Rather than creating or reading an existing SPSS data file, the researcher is going to create a data file by combining the tables in the relational database. To open a relational database as a data file, select File/Open Database/ New Query, as the following figure shows.
The Database Wizard screen, shown in the following figure, should appear.
After the database is added, it will appear in the list of possible data sources. The first time, however, requires that the database be added as a data source.
In the Database Wizard's opening screen, click Add Data Source. The ODBC Data Source Administrator dialog box should appear. Click on the System DSN tab, and the System DSN page of the dialog box opens. It will look similar to the one in this figure.
Click the Add... button, and the Create New Data Source dialog box appears. First, select a driver for your data source: since the relational database was created using Microsoft Access, choose Microsoft Access Driver from the list of names, as shown in this figure:
Click the Finish button, and the ODBC Microsoft Access Setup dialog box appears (see the following figure).
The name that is entered in the Data Source Name box will appear in the list of possible data sources. Our researcher entered SchoolAttitudes in that box, and then entered Attitudes toward School in the Description box. The Description is optional, but it is always a good idea to document thoroughly. The next step is to select the database; click the Select button to proceed.
The Select Database dialog box opens. In the Directories (c:\databases) box, select the folder in which you saved your database. Doubleclick on the name of the database-Schools.mdb, in this case. The screen should look something like the following figure:
Click OK. The Database Wizard welcome screen reappears, and your data source (SchoolAttitudes) should now be added to the list, as this figure shows.
Remember these steps need only be done once.
Select SchoolAttitudes from the data source list, and click the Next button.
In Step 2 of the Database Wizard, click and drag all four tables from the Available Tables box on the left to the Retrieve Fields In This Order box on the right. You will use them all in the construction of the data file. The resulting screen should appear something like the following figure:
Click Next, and Step 3 of the Database Wizard appears. The relationships between the tables need to be specified. Four boxes corresponding to the four tables in the database should appear (see the following figure). The variables in each table are listed. To specify a relationship, link two tables by dragging one variable name in one table to the corresponding variable name in the other.

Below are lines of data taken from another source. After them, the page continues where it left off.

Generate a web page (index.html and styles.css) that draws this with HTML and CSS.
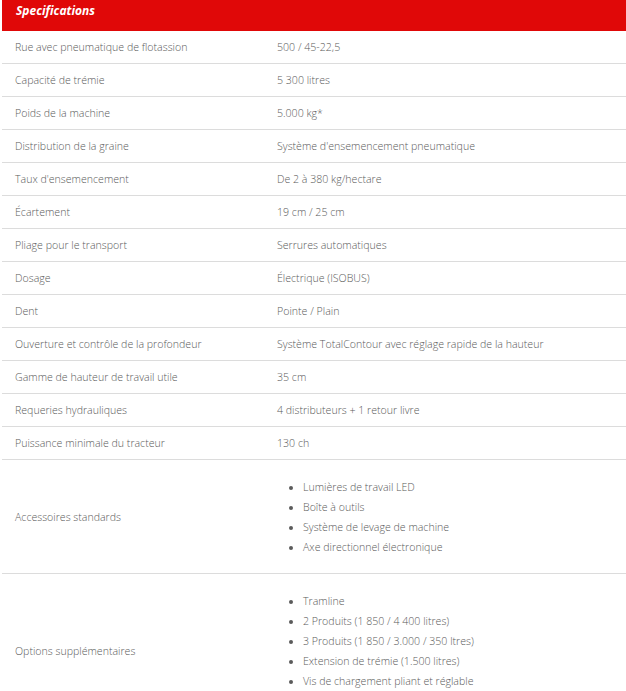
FILE: index.html
```html
<!DOCTYPE html>
<html lang="fr">
<head>
<meta charset="utf-8">
<link rel="stylesheet" href="styles.css">
</head>
<body>
<div class="specs">
  <div class="specs-head">Specifications</div>
  <table class="specs-table">
    <tbody>
      <tr><td class="label">Rue avec pneumatique de flotassion</td><td class="value">500 / 45-22,5</td></tr>
      <tr><td class="label">Capacité de trémie</td><td class="value">5 300 litres</td></tr>
      <tr><td class="label">Poids de la machine</td><td class="value">5.000 kg*</td></tr>
      <tr><td class="label">Distribution de la graine</td><td class="value">Système d'ensemencement pneumatique</td></tr>
      <tr><td class="label">Taux d'ensemencement</td><td class="value">De 2 à 380 kg/hectare</td></tr>
      <tr><td class="label">Écartement</td><td class="value">19 cm / 25 cm</td></tr>
      <tr><td class="label">Pliage pour le transport</td><td class="value">Serrures automatiques</td></tr>
      <tr><td class="label">Dosage</td><td class="value">Électrique (ISOBUS)</td></tr>
      <tr><td class="label">Dent</td><td class="value">Pointe / Plain</td></tr>
      <tr><td class="label">Ouverture et contrôle de la profondeur</td><td class="value">Système TotalContour avec réglage rapide de la hauteur</td></tr>
      <tr><td class="label">Gamme de hauteur de travail utile</td><td class="value">35 cm</td></tr>
      <tr><td class="label">Requeries hydrauliques</td><td class="value">4 distributeurs + 1 retour livre</td></tr>
      <tr><td class="label">Puissance minimale du tracteur</td><td class="value">130 ch</td></tr>
      <tr class="list-row"><td class="label">Accessoires standards</td><td class="value">
        <ul class="bullets">
          <li>Lumières de travail LED</li>
          <li>Boîte à outils</li>
          <li>Système de levage de machine</li>
          <li>Axe directionnel électronique</li>
        </ul>
      </td></tr>
      <tr class="list-row list-row-last"><td class="label">Options supplémentaires</td><td class="value">
        <ul class="bullets">
          <li>Tramline</li>
          <li>2 Produits (1 850 / 4 400 litres)</li>
          <li>3 Produits (1 850 / 3.000 / 350 ltres)</li>
          <li>Extension de trémie (1.500 litres)</li>
          <li>Vis de chargement pliant et réglable</li>
        </ul>
      </td></tr>
    </tbody>
  </table>
</div>
</body>
</html>
```
FILE: styles.css
```css
html, body {
  margin: 0;
  padding: 0;
  background: #fff;
}
body {
  font-family: "Open Sans", "Liberation Sans", sans-serif;
  font-weight: 300;
  font-size: 10.6px;
  color: #5a5a5a;
}
.specs {
  margin-left: 2px;
}
.specs-head {
  background: #e00808;
  color: #fff;
  font-weight: 700;
  font-style: italic;
  font-size: 12px;
  height: 31px;
  line-height: 22px;
  padding-left: 14px;
  box-sizing: border-box;
}
.specs-table {
  width: 100%;
  border-collapse: collapse;
}
.specs-table td {
  border-bottom: 1px solid #dcdcdc;
  height: 32px;
  padding: 0 0 0 13px;
  vertical-align: middle;
  line-height: 20px;
}
.specs-table td.label {
  width: 249px;
}
.list-row td.value {
  padding-top: 17px;
  padding-bottom: 16px;
}
.list-row-last td.value {
  padding-bottom: 36px;
}
.bullets {
  margin: 0;
  padding-left: 26px;
  list-style: disc;
}
.bullets li {
  line-height: 20px;
}
```
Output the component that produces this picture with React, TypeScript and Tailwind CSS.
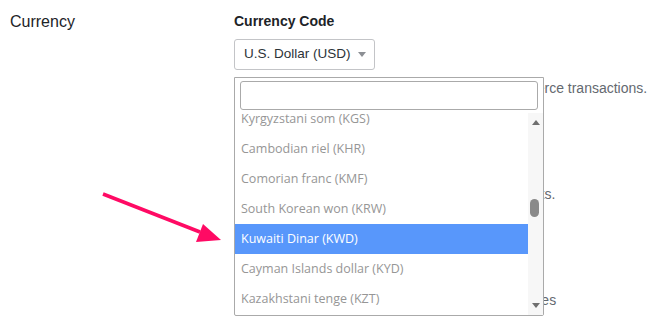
import { useState } from 'react';

const OPTIONS = [
  { label: 'Kyrgyzstani som (KGS)', code: 'KGS' },
  { label: 'Cambodian riel (KHR)', code: 'KHR' },
  { label: 'Comorian franc (KMF)', code: 'KMF' },
  { label: 'South Korean won (KRW)', code: 'KRW' },
  { label: 'Kuwaiti Dinar (KWD)', code: 'KWD' },
  { label: 'Cayman Islands dollar (KYD)', code: 'KYD' },
  { label: 'Kazakhstani tenge (KZT)', code: 'KZT' },
];

function Caret({ className }: { className?: string }) {
  return (
    <svg width="8" height="5" viewBox="0 0 8 5" className={className}>
      <path d="M0 0 L8 0 L4 5 Z" fill="currentColor" />
    </svg>
  );
}

export default function App() {
  const [active] = useState('KWD');

  return (
    <div className="relative w-[653px] h-[335px] bg-white overflow-hidden font-['Liberation_Sans',Arial,sans-serif]">
      <div className="flex pt-[11px]">
        {/* Label */}
        <div className="w-[234px] shrink-0 pl-[10px] text-[16px] leading-[22px] text-[#1d2327]">Currency</div>

        {/* Field */}
        <div className="flex flex-col">
          <div className="text-[14px] leading-[20px] font-bold text-[#1d2327]">Currency Code</div>
          <div className="mt-[8px] w-[141px] h-[31px] border border-[#c3c4c7] rounded-[3px] flex items-center justify-between pl-[9px] pr-[8px] text-[13.5px] text-[#2c3338]">
            <span>U.S. Dollar (USD)</span>
            <Caret className="text-[#8c8f94]" />
          </div>
          <p className="mt-[8px] text-[14px] leading-[20px] text-[#646970] whitespace-nowrap">
            Choose the currency used for all of your e-commerce transactions.
          </p>
          <p className="mt-[86px] text-[14px] leading-[20px] text-[#646970] whitespace-nowrap">
            Prices are displayed in the currency for all products.
          </p>
          <p className="mt-[86px] text-[14px] leading-[20px] text-[#646970] whitespace-nowrap">
            Currency symbol will be displayed next to our prices
          </p>
        </div>
      </div>

      {/* Dropdown overlay */}
      <div className="absolute left-[234px] top-[77px] w-[310px] h-[239px] bg-white border border-[#aaaaaa] rounded-b-[2px] flex flex-col">
        <div className="px-[5px] pt-[3px] pb-[3px]">
          <div className="h-[29px] border border-[#aaaaaa] rounded-[3px]" />
        </div>
        <div className="relative flex-1 overflow-hidden flex font-['Open_Sans','Noto_Sans',sans-serif]">
          <ul className="flex-1 -mt-[9px]">
            {OPTIONS.map((o) => (
              <li
                key={o.code}
                className={
                  o.code === active
                    ? 'h-[30px] flex items-center pl-[6px] text-[12.5px] bg-[#5897fb] text-white'
                    : 'h-[30px] flex items-center pl-[6px] text-[12.5px] text-[#969696]'
                }
              >
                {o.label}
              </li>
            ))}
          </ul>
          {/* Scrollbar */}
          <div className="w-[15px] bg-[#f7f7f7] relative">
            <Caret className="absolute left-[4px] top-[7px] rotate-180 text-[#6f6f6f]" />
            <div className="absolute left-[2px] top-[86px] w-[9px] h-[18px] rounded-full bg-[#8a8a8a]" />
            <Caret className="absolute left-[4px] bottom-[7px] text-[#6f6f6f]" />
          </div>
        </div>
      </div>

      {/* Pink pointer arrow */}
      <svg className="absolute left-0 top-0" width="653" height="335" viewBox="0 0 653 335">
        <line x1="103" y1="194" x2="200" y2="232" stroke="#ff0a64" strokeWidth="3.5" />
        <path d="M221 240 L196 242 L203 224 Z" fill="#ff0a64" />
      </svg>
    </div>
  );
}
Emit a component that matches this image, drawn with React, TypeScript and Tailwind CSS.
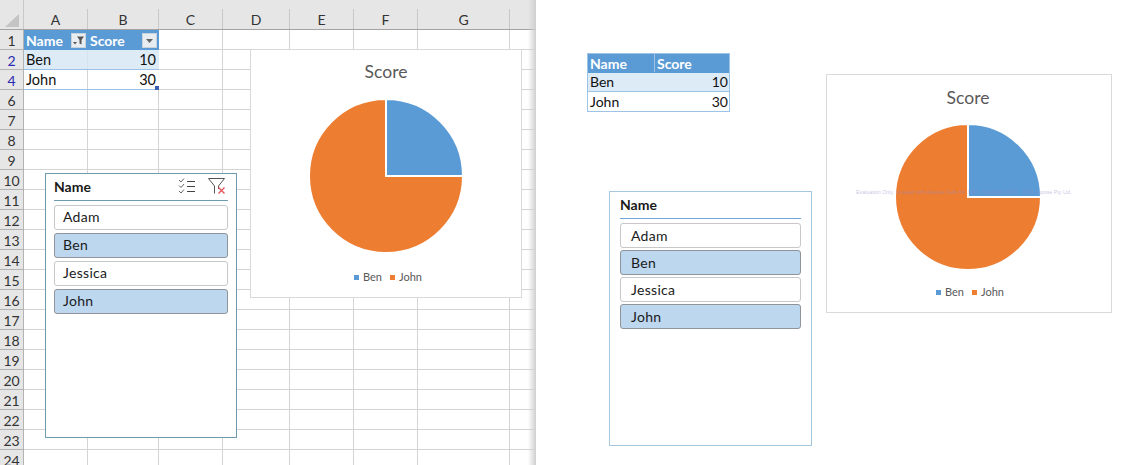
const columns = [
  { label: "A", width: "w-[64px]" },
  { label: "B", width: "w-[71px]" },
  { label: "C", width: "w-[64px]" },
  { label: "D", width: "w-[67px]" },
  { label: "E", width: "w-[64px]" },
  { label: "F", width: "w-[64px]" },
  { label: "G", width: "w-[92px]" },
];

const rowNumbers = [2, 4, 6, 7, 8, 9, 10, 11, 12, 13, 14, 15, 16, 17, 18, 19, 20, 21, 22, 23, 24];
const names = ["Adam", "Ben", "Jessica", "John"];
const selected = ["Ben", "John"];

function FilterButton({ funnel }: { funnel?: boolean }) {
  return (
    <div className="w-[15px] h-[15px] bg-[#e8edf2] border border-[#c9d3dc] flex items-center justify-center">
      <svg width="13" height="13" viewBox="0 0 13 13">
        {funnel ? (
          <>
            <path d="M5 2.500h7L9.500 6v4.500L7.500 9.500V6z" fill="#555" />
            <path d="M1 8h4L3 10.500z" fill="#555" />
          </>
        ) : (
          <path d="M3 5h7L6.500 9z" fill="#666" />
        )}
      </svg>
    </div>
  );
}

function Pie({ r, size }: { r: number; size: number }) {
  return (
    <svg width={size} height={size} viewBox={`${-size / 2} ${-size / 2} ${size} ${size}`}>
      <path d={`M0 0H${r}A${r} ${r} 0 1 1 0 ${-r}Z`} fill="#ed7d31" stroke="#fff" strokeWidth="2" />
      <path d={`M0 0V${-r}A${r} ${r} 0 0 1 ${r} 0Z`} fill="#5b9bd5" stroke="#fff" strokeWidth="2" />
    </svg>
  );
}

function Legend({ gap }: { gap: string }) {
  return (
    <div className={`flex items-center h-4 text-[11px] text-[#595959] ${gap}`}>
      <div className="flex items-center gap-[4px]">
        <div className="w-[5px] h-[5px] bg-[#5b9bd5]" />
        <span>Ben</span>
      </div>
      <div className="flex items-center gap-[4px]">
        <div className="w-[5px] h-[5px] bg-[#ed7d31]" />
        <span>John</span>
      </div>
    </div>
  );
}

function SlicerButton({ name, tight }: { name: string; tight?: boolean }) {
  const isOn = selected.includes(name);
  return (
    <div
      className={`h-[25px] rounded-[3px] flex items-center text-[14px] tracking-[0.3px] text-[#1a1a1a] ${
        tight ? "pl-[10px]" : "pl-[8px] pb-[2px]"
      } ${isOn ? "bg-[#bdd7ee] border border-[#8f9499]" : "bg-white border border-[#c8c8c8]"}`}
    >
      {name}
    </div>
  );
}

function MultiSelectIcon() {
  return (
    <svg width="18" height="16" viewBox="0 0 18 16" fill="none">
      <path d="M1 2l2 2 3-3.500M1 7.500l2 2 3-3.500M1 13l2 2 3-3.500" stroke="#666" strokeWidth="1" />
      <path d="M9 3.500h8M9 8.500h8M9 13.500h8" stroke="#444" strokeWidth="1" />
    </svg>
  );
}

function ClearFilterIcon() {
  return (
    <svg width="18" height="16" viewBox="0 0 18 16" fill="none">
      <path d="M0.500 0.500h16l-6 7.500v3M6.500 8v7.500M6.500 8l-6-7.500" stroke="#555" strokeWidth="1" />
      <path d="M10.500 9.500l6 6M16.500 9.500l-6 6" stroke="#e0555a" strokeWidth="1.400" />
    </svg>
  );
}

function RowLabel({ n, blue }: { n: number; blue?: boolean }) {
  return (
    <div
      className={`w-[24px] shrink-0 bg-[#e6e6e6] border-r border-b border-[#b3b3b3] flex items-center justify-center pt-[1px] text-[14px] ${
        blue ? "text-[#2a2ab0]" : "text-[#333333]"
      }`}
    >
      {n}
    </div>
  );
}

function PlainCells({ from }: { from: number }) {
  return (
    <>
      {columns.slice(from).map((col) => (
        <div key={col.label} className={`${col.width} shrink-0 border-r border-b border-[#d4d4d4]`} />
      ))}
      <div className="flex-1 border-b border-[#d4d4d4]" />
    </>
  );
}

function Worksheet() {
  return (
    <div className="relative w-[536px] h-[465px] overflow-hidden shrink-0 bg-white">
      {/* column headers */}
      <div className="flex h-[30px] bg-[#e6e6e6] border-b border-[#a3a3a3]">
        <div className="w-[24px] shrink-0 flex items-end justify-center pb-[2px] border-r border-[#c8c8c8]">
          <svg width="14" height="13" viewBox="0 0 14 13">
            <path d="M14 0V13H0z" fill="#c4c4c4" />
          </svg>
        </div>
        {columns.map((col) => (
          <div key={col.label} className={`${col.width} shrink-0 flex items-end h-[29px]`}>
            <div className="flex-1 h-[20px] flex items-center justify-center border-r border-[#c8c8c8] text-[14px] text-[#333333] font-['Lato',sans-serif]">
              {col.label}
            </div>
          </div>
        ))}
      </div>

      {/* row 1 with the table header */}
      <div className="flex h-[20px] font-['Lato',sans-serif]">
        <RowLabel n={1} />
        <div className="w-[135px] shrink-0 flex bg-[#5b9bd5] text-white font-bold text-[14px]">
          <div className="w-[64px] flex items-center justify-between pl-[2px] pr-[2px]">
            <span>Name</span>
            <FilterButton funnel />
          </div>
          <div className="w-[71px] flex items-center justify-between pl-[2px] pr-[2px]">
            <span>Score</span>
            <FilterButton />
          </div>
        </div>
        <PlainCells from={2} />
      </div>

      {rowNumbers.map((n) => (
        <div key={n} className="flex h-[20px] font-['Lato',sans-serif]">
          <RowLabel n={n} blue={n === 2 || n === 4} />
          {n === 2 || n === 4 ? (
            <div
              className={`w-[135px] shrink-0 flex text-[14.500px] text-[#111111] border-b border-[#9bc2e6] ${
                n === 2 ? "bg-[#ddebf7]" : "bg-white"
              }`}
            >
              <div className={`w-[64px] flex items-center pl-[2px] border-r ${n === 2 ? "border-[#d3e3f1]" : "border-[#d4d4d4]"}`}>
                {n === 2 ? "Ben" : "John"}
              </div>
              <div className="w-[71px] flex items-center justify-end pr-[3px] relative">
                {n === 2 ? "10" : "30"}
                {n === 4 && <div className="absolute right-0 bottom-[-1px] w-[4px] h-[4px] bg-[#3a5fb0]" />}
              </div>
            </div>
          ) : (
            <PlainCells from={0} />
          )}
          {(n === 2 || n === 4) && <PlainCells from={2} />}
        </div>
      ))}

      {/* chart floating on the sheet */}
      <div className="absolute left-[250px] top-[49px] w-[272px] h-[249px] bg-white border border-[#d9d9d9] flex flex-col items-center pt-[10px]">
        <div className="h-6 leading-6 text-[17.500px] text-[#595959] font-['Lato',sans-serif]">Score</div>
        <div className="mt-[14px]">
          <Pie r={77} size={156} />
        </div>
        <div className="mt-[15px] ml-[4px] font-['Lato',sans-serif]">
          <Legend gap="gap-[8px]" />
        </div>
      </div>

      {/* slicer floating on the sheet */}
      <div className="absolute left-[45px] top-[173px] w-[192px] h-[265px] bg-white border border-[#6f9bb0] px-[8px] font-['Lato',sans-serif]">
        <div className="h-[27px] flex items-center justify-between border-b border-[#6f9bb0] pr-[2px] pb-[2px]">
          <span className="font-bold text-[14px] text-[#1a1a1a]">Name</span>
          <div className="flex items-center gap-[12px]">
            <MultiSelectIcon />
            <ClearFilterIcon />
          </div>
        </div>
        <div className="mt-[4px] flex flex-col gap-[3px]">
          {names.map((name) => (
            <SlicerButton key={name} name={name} />
          ))}
        </div>
      </div>

      {/* window edge */}
      <div className="absolute right-0 top-0 bottom-0 w-[8px] bg-gradient-to-r from-transparent to-[#cfcfcf]" />
    </div>
  );
}

function Preview() {
  return (
    <div className="flex-1 h-[465px] bg-white flex font-['Lato',sans-serif] overflow-hidden">
      <div className="w-[290px] shrink-0 pl-[51px] pt-[53px]">
        {/* exported table */}
        <div className="w-[143px] border border-[#9dc3e6] text-[14px] text-[#111111]">
          <div className="flex h-[19px] pb-[1px] bg-[#5b9bd5] text-white font-bold">
            <div className="w-[67px] flex items-center pl-[2px] border-r border-[#9dc3e6]">Name</div>
            <div className="flex-1 flex items-center pl-[2px]">Score</div>
          </div>
          <div className="flex h-[19px] pb-[1px] bg-[#ddebf7] border-b border-[#9dc3e6]">
            <div className="w-[67px] flex items-center pl-[2px]">Ben</div>
            <div className="flex-1 flex items-center justify-end pr-[1px]">10</div>
          </div>
          <div className="flex h-[19px] bg-white">
            <div className="w-[67px] flex items-center pl-[2px]">John</div>
            <div className="flex-1 flex items-center justify-end pr-[1px]">30</div>
          </div>
        </div>

        {/* exported slicer */}
        <div className="ml-[22px] mt-[79px] w-[203px] h-[255px] border border-[#a5c8e0] px-[10px]">
          <div className="h-[27px] flex items-center pb-[2px] border-b border-[#6ea6dc] font-bold text-[14px] text-[#1a1a1a]">
            Name
          </div>
          <div className="mt-[4px] flex flex-col gap-[2px]">
            {names.map((name) => (
              <SlicerButton key={name} name={name} tight />
            ))}
          </div>
        </div>
      </div>

      <div className="pt-[74px]">
        {/* exported chart */}
        <div className="relative w-[286px] h-[239px] border border-[#d9d9d9] flex flex-col items-center pt-[11px]">
          <div className="h-6 leading-6 text-[17.500px] text-[#595959] mr-[2px]">Score</div>
          <div className="mt-[13px] mr-[2px]">
            <Pie r={73} size={148} />
          </div>
          <div className="mt-[13px] ml-[2px]">
            <Legend gap="gap-[8px]" />
          </div>
          <div className="absolute left-[29px] top-[113px] w-[220px] text-[5.300px] leading-[8px] whitespace-nowrap text-[#8f8acb]/50 font-['Liberation_Sans',sans-serif]">
            Evaluation Only. Created with Aspose.Cells for .NET. Copyright 2003 - 2020 Aspose Pty Ltd.
          </div>
        </div>
      </div>
    </div>
  );
}

export default function App() {
  return (
    <div className="flex w-[1126px] h-[465px] overflow-hidden bg-white">
      <Worksheet />
      <Preview />
    </div>
  );
}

In this case, each of three variable names in the Questionnaire table is linked to similar variable name in one of the other three tables:
Note that ClassroomID is linked with Classroom, demonstrating that the variables do not necessarily have to share the same name.
Click the Finish button, and the data file magically appears in SPSS, as shown in the following figure.
This data file can be cleaned up by deleting unneeded variables, adding documentation in value and variable labels, and changing variable names. In all respects it can be treated like any other SPSS data file.
A relational database has many advantages over flat data tables when dealing with complex data. In this chapter you constructed a simple database and then combined it into a single data table in SPSS. The purpose of this exercise was to illustrate the power of using relational databases as a source of data for statistical analysis. You should be aware, however, that the power of these techniques has only been slightly revealed. When large databases from different sources are combined, powerful results are possible.